No get-rich-quick schemes. No day trading. No crypto gambling (at least not with serious money). Just consistent investing in index funds, real estate, and their own earning power over decades.

Greg McKeown’s work on essentialism really drives this home. The wealthy focused on the few things that actually mattered and ignored everything else.

They watched friends chase trends and lose money. They saw peers make risky bets that occasionally paid off but usually didn’t. And they just kept doing the boring, proven things that worked.

Compound interest is boring. Maxing out your retirement accounts is boring. But boring works when you give it thirty years.
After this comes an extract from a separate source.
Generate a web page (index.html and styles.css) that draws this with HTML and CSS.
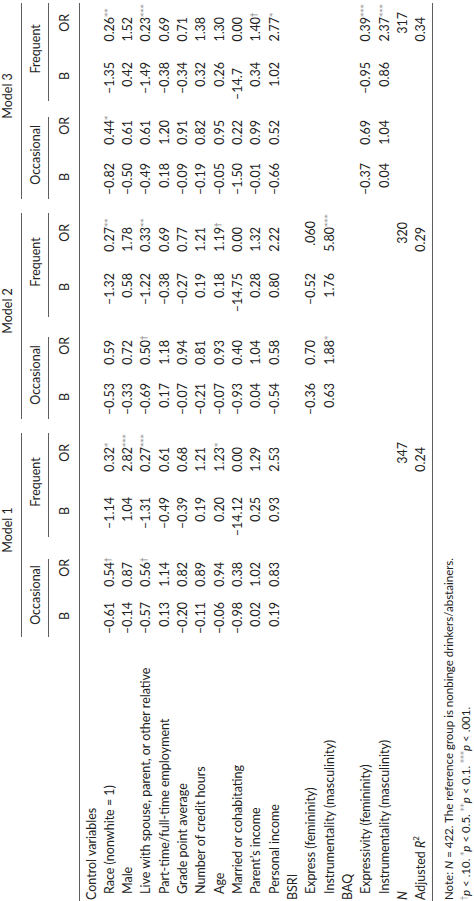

The people who retire wealthy learned patience in their thirties while everyone else was still looking for shortcuts.

Final thoughts

Look, I’m not going to pretend that everyone has equal opportunities or that these eight things guarantee wealth.

Life is complicated. Some people face obstacles that make building wealth exponentially harder. But if you have the capacity to make these choices, your thirties are when they matter most.

The gap between those who retire wealthy and those who stay broke often comes down to consistent decisions made during this one decade.

You’re not too late if you’re reading this in your thirties. You’re right on time.

Start now, stay consistent, and remember that the boring path usually wins.